Sejamos claros: Redemoinho é um excelente filme. Reparos sempre podem ser feitos, mas ao menos de minha parte não lembro de outro título de ficção do cinema brasileiro recente que tenha tamanha qualidade.
Na verdade, não há novidade em proclamar agora a excelência do filme dirigido por José Luiz Villamarim a partir do roteiro de George Moura, inspirado no romance O Mundo Inimigo – Inferno Provisório Vol. II, de Luiz Ruffato. Embora com menos ênfase, Redemoinho teve boa acolhida desde que estreou no Festival do Rio de 2016, ocasião em que recebeu o Prêmio Especial do Júri, além do prêmio de Melhor Ator, conferido a Júlio Andrade. De lá para cá, de forma geral o filme foi elogiado pela crítica, com algumas ressalvas pontuais que empalidecem diante de suas virtudes.
Um dos grandes méritos de Redemoinho, se não o principal, é ter a coragem de ir contracorrente das tendências dominantes do cinema brasileiro atual. No filme de Villamarim, há um raro “cuidado da forma”, como Mário de Andrade escreveu a propósito da literatura brasileira do final da década de 1930 – um “cuidado da forma” que o diferencia das receitas usuais, seguidas de maneira geral para fazer filmes no Brasil hoje em dia, que misturam ainda “algumas concessõezinhas ao público, v.g. demagogia, repetição de processos bem sucedidos antes, elogio mútuo nos jornais e alguns eloquentes malabarismos sentimentais”, tornando “fácil a celebridade em vida e a esperança das estátuas além da morte” (as citações acima são de A raposa e o tostão, crônica de Mário de Andrade publicada em 27/8/1939, e incluída em O empalhador de passarinho).
Os personagens e a atmosfera carregada de Redemoinho parecem provir dos famosos versos “No gosto da cobiça e na rudeza/Duma austera, apagada e vil tristeza”. São pessoas comuns, operários e suas famílias, marcadas pela violência invisível do cotidiano. É um povo sem alegria, vivendo em um mundo ensurdecedor trespassado pelo trem.
Outros destaques em Redemoinho são a encenação e os planos austeros, mas sempre expressivos, resultantes de contribuições harmoniosas da direção (Villamarim), fotografia e câmera (Walter Carvalho), e direção de arte (Marcos Pedroso). Cada imagem do filme tem poderoso apelo visual e função narrativa precisa, graças à maneira como a ação é coreografada e filmada, sem deixar nada ao acaso.
Restaria mencionar outras contribuições, em especial a do notável elenco. Fiquemos, porém, por aqui.

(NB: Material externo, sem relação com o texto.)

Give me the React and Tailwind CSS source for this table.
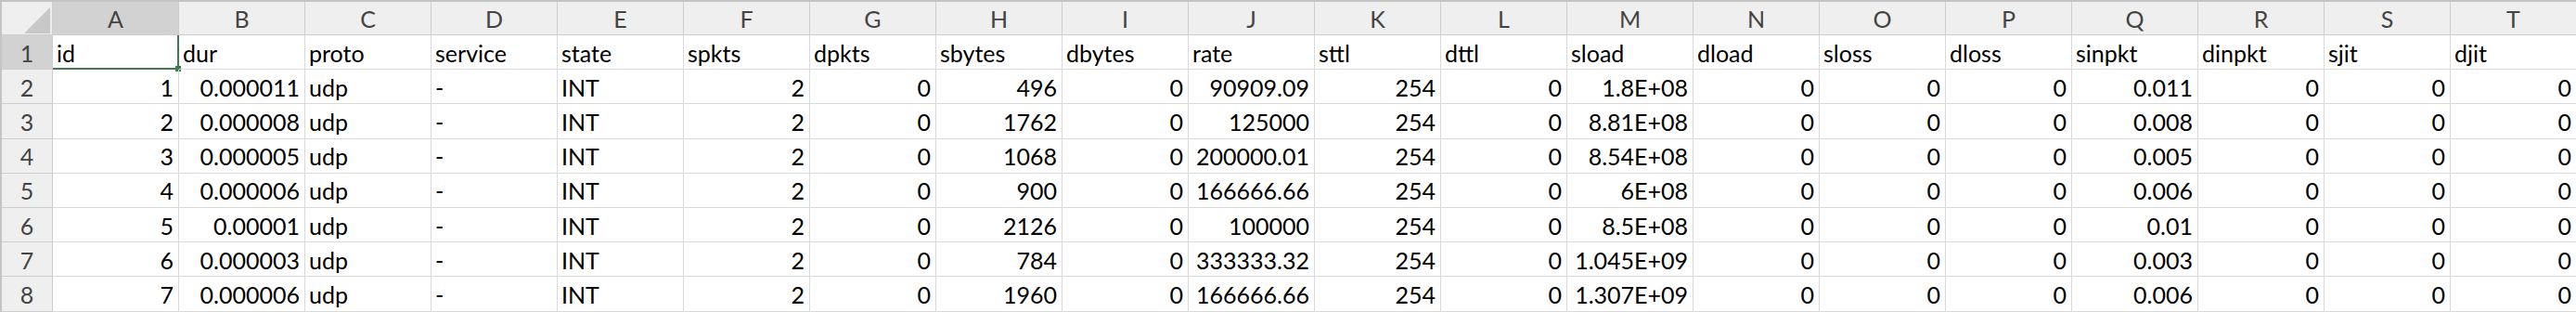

Só pude assistir a Redemoinho 17 dias após sua estreia no Rio e em outras 11 capitais, em 9 de fevereiro, quando chegou a ocupar ao todo 30 salas – lançamento digno mas cuja dimensão dá o que pensar por ser inusual para filmes brasileiros dramáticos. Terá resultado de auto-engano, de influência da Globo Filmes, co-produtora de Redemoinho, de tática suicida adotada pelos produtores e pelo distribuidor, ou de doses variadas de esses fatores?
Passado o carnaval, no primeiro sábado, com os festejos ainda a pleno vapor nas ruas da cidade, a sessão em que assisti a Redemoinho estava praticamente lotada – duas poltronas não foram ocupadas na sala de 33 lugares. Na terceira semana de exibição no Rio, o filme estava reduzido a uma única sessão por dia, naquele mesmo micro espaço (além de outra sessão diária em Niterói). Na semana seguinte, encerrada ontem (8/3/2017), o circuito no Rio foi reduzido a duas salas, cada uma com uma sessão diária.
De fato, em três semanas apenas 10.083 ingressos foram vendidos. Na primeira, o filme teve 4.691 espectadores em 30 salas, com a média de 156 por sala; no fim da segunda semana, exibido ainda em 28 salas, o público chegou a 8.534, média de 137 pessoas por sala; e, na terceira semana, estava reduzido a 5 salas, média de 310 pessoas por sala.
Diante desse resultado, só nos restará concluir que fora da comédia não há salvação?
Não convém responsabilizar o espectador pelo fracasso comercial de um filme. Essa antiga tradição do cinema brasileiro não passa de uma maneira simplória de elidir o frequente descompasso que há entre filmes e mercado consumidor.
O que talvez se possa dizer é que Redemoinho demonstra, mais uma vez, que o público rejeita a imagem refletida da sua “rudeza/Duma austera, apagada e vil tristeza” projetada na tela. E o Cineasta, como o Poeta, tende a se sentir destemperado e enrouquecido, “não do canto” em si, mas por “cantar a gente surda e endurecida”.